YOUR INSTRUCTIONS: Faithfully return all lines, omitting every embedded picture.

DATASET CONTENT:
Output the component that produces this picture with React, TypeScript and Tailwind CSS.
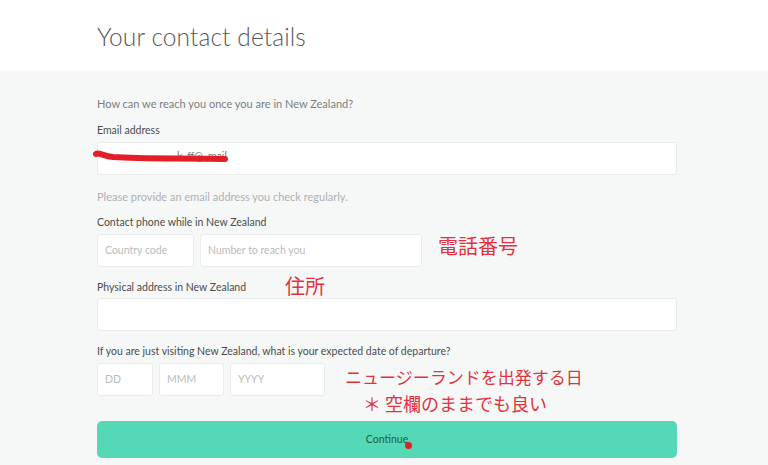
import React from 'react';

const font = { fontFamily: 'Lato, "Noto Sans", sans-serif' };
const jp = { fontFamily: '"Noto Sans CJK JP", sans-serif' };

const Field: React.FC<{ placeholder?: string; className?: string }> = ({ placeholder, className }) => (
  <div className={`h-[33px] bg-white border border-[#e9eceb] rounded-[3px] flex items-center px-[7px] text-[10.5px] text-[#b9bcbb] ${className ?? ''}`}>
    {placeholder}
  </div>
);

export default function App() {
  return (
    <div className="w-[768px] h-[465px] overflow-hidden bg-[#f6f8f8]" style={font}>
      {/* header */}
      <div className="h-[71px] bg-white pl-[97px] pt-[22px]">
        <h1 className="text-[24.5px] font-light text-[#585858] leading-[30px] tracking-[0.1px]">Your contact details</h1>
      </div>

      <div className="ml-[97px] w-[580px] pt-[26px]">
        <p className="text-[11px] text-[#7b7e7d] leading-[14px]">How can we reach you once you are in New Zealand?</p>

        <p className="mt-[12px] text-[10.5px] text-[#4a4c4b] leading-[14px]">Email address</p>
        <div className="relative mt-[5px]">
          <Field />
          <div className="absolute left-[80px] top-[8px] text-[10.5px] text-[#777] leading-[12px]">k..ff@..mail</div>
          <svg className="absolute left-[-4px] top-[8px]" width="140" height="14" viewBox="0 0 140 14">
            <path d="M3 4 C6 2, 10 6, 20 7 C50 9, 90 8, 132 9" stroke="#e41e26" strokeWidth="6" strokeLinecap="round" fill="none" />
          </svg>
        </div>

        <p className="mt-[15px] text-[11px] text-[#aeb1b0] leading-[14px]">Please provide an email address you check regularly.</p>

        <p className="mt-[11px] text-[10.5px] text-[#4a4c4b] leading-[14px]">Contact phone while in New Zealand</p>
        <div className="mt-[5px] flex items-start gap-[6px]">
          <Field placeholder="Country code" className="w-[97px]" />
          <Field placeholder="Number to reach you" className="w-[222px]" />
          <span className="ml-[10px] text-[20px] leading-[24px] text-[#e2323d]" style={jp}>
            電話番号
          </span>
        </div>

        <div className="mt-[9px] flex items-center h-[20px]">
          <p className="text-[10.5px] text-[#4a4c4b] leading-[14px] mt-[2px]">Physical address in New Zealand</p>
          <span className="ml-[39px] text-[20px] leading-[20px] text-[#e2323d]" style={jp}>
            住所
          </span>
        </div>
        <Field className="mt-[2px]" />

        <p className="mt-[13px] text-[10.5px] text-[#4a4c4b] leading-[14px]">If you are just visiting New Zealand, what is your expected date of departure?</p>
        <div className="mt-[5px] flex items-start gap-[6px]">
          <Field placeholder="DD" className="w-[56px]" />
          <Field placeholder="MMM" className="w-[65px]" />
          <Field placeholder="YYYY" className="w-[95px]" />
          <div className="ml-[14px] text-[#e2323d] text-[17px] leading-[27px]" style={jp}>
            <div>ニュージーランドを出発する日</div>
            <div className="pl-[18px] text-[18px]">＊ 空欄のままでも良い</div>
          </div>
        </div>

        <div className="relative mt-[4px] h-[37px] rounded-[5px] bg-[#55d8b5] flex items-center justify-center">
          <span className="text-[10.5px] text-[#24584a]">Continue</span>
          <span className="absolute left-[308px] top-[21px] w-[7px] h-[7px] rounded-full bg-[#e41e26]" />
        </div>
      </div>
    </div>
  );
}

EXERCISE OUTPUT:
Output the component that produces this picture with React, TypeScript and Tailwind CSS.
import React from 'react';

const font = { fontFamily: 'Lato, "Noto Sans", sans-serif' };
const jp = { fontFamily: '"Noto Sans CJK JP", sans-serif' };

const Field: React.FC<{ placeholder?: string; className?: string }> = ({ placeholder, className }) => (
  <div className={`h-[33px] bg-white border border-[#e9eceb] rounded-[3px] flex items-center px-[7px] text-[10.5px] text-[#b9bcbb] ${className ?? ''}`}>
    {placeholder}
  </div>
);

export default function App() {
  return (
    <div className="w-[768px] h-[465px] overflow-hidden bg-[#f6f8f8]" style={font}>
      {/* header */}
      <div className="h-[71px] bg-white pl-[97px] pt-[22px]">
        <h1 className="text-[24.5px] font-light text-[#585858] leading-[30px] tracking-[0.1px]">Your contact details</h1>
      </div>

      <div className="ml-[97px] w-[580px] pt-[26px]">
        <p className="text-[11px] text-[#7b7e7d] leading-[14px]">How can we reach you once you are in New Zealand?</p>

        <p className="mt-[12px] text-[10.5px] text-[#4a4c4b] leading-[14px]">Email address</p>
        <div className="relative mt-[5px]">
          <Field />
          <div className="absolute left-[80px] top-[8px] text-[10.5px] text-[#777] leading-[12px]">k..ff@..mail</div>
          <svg className="absolute left-[-4px] top-[8px]" width="140" height="14" viewBox="0 0 140 14">
            <path d="M3 4 C6 2, 10 6, 20 7 C50 9, 90 8, 132 9" stroke="#e41e26" strokeWidth="6" strokeLinecap="round" fill="none" />
          </svg>
        </div>

        <p className="mt-[15px] text-[11px] text-[#aeb1b0] leading-[14px]">Please provide an email address you check regularly.</p>

        <p className="mt-[11px] text-[10.5px] text-[#4a4c4b] leading-[14px]">Contact phone while in New Zealand</p>
        <div className="mt-[5px] flex items-start gap-[6px]">
          <Field placeholder="Country code" className="w-[97px]" />
          <Field placeholder="Number to reach you" className="w-[222px]" />
          <span className="ml-[10px] text-[20px] leading-[24px] text-[#e2323d]" style={jp}>
            電話番号
          </span>
        </div>

        <div className="mt-[9px] flex items-center h-[20px]">
          <p className="text-[10.5px] text-[#4a4c4b] leading-[14px] mt-[2px]">Physical address in New Zealand</p>
          <span className="ml-[39px] text-[20px] leading-[20px] text-[#e2323d]" style={jp}>
            住所
          </span>
        </div>
        <Field className="mt-[2px]" />

        <p className="mt-[13px] text-[10.5px] text-[#4a4c4b] leading-[14px]">If you are just visiting New Zealand, what is your expected date of departure?</p>
        <div className="mt-[5px] flex items-start gap-[6px]">
          <Field placeholder="DD" className="w-[56px]" />
          <Field placeholder="MMM" className="w-[65px]" />
          <Field placeholder="YYYY" className="w-[95px]" />
          <div className="ml-[14px] text-[#e2323d] text-[17px] leading-[27px]" style={jp}>
            <div>ニュージーランドを出発する日</div>
            <div className="pl-[18px] text-[18px]">＊ 空欄のままでも良い</div>
          </div>
        </div>

        <div className="relative mt-[4px] h-[37px] rounded-[5px] bg-[#55d8b5] flex items-center justify-center">
          <span className="text-[10.5px] text-[#24584a]">Continue</span>
          <span className="absolute left-[308px] top-[21px] w-[7px] h-[7px] rounded-full bg-[#e41e26]" />
        </div>
      </div>
    </div>
  );
}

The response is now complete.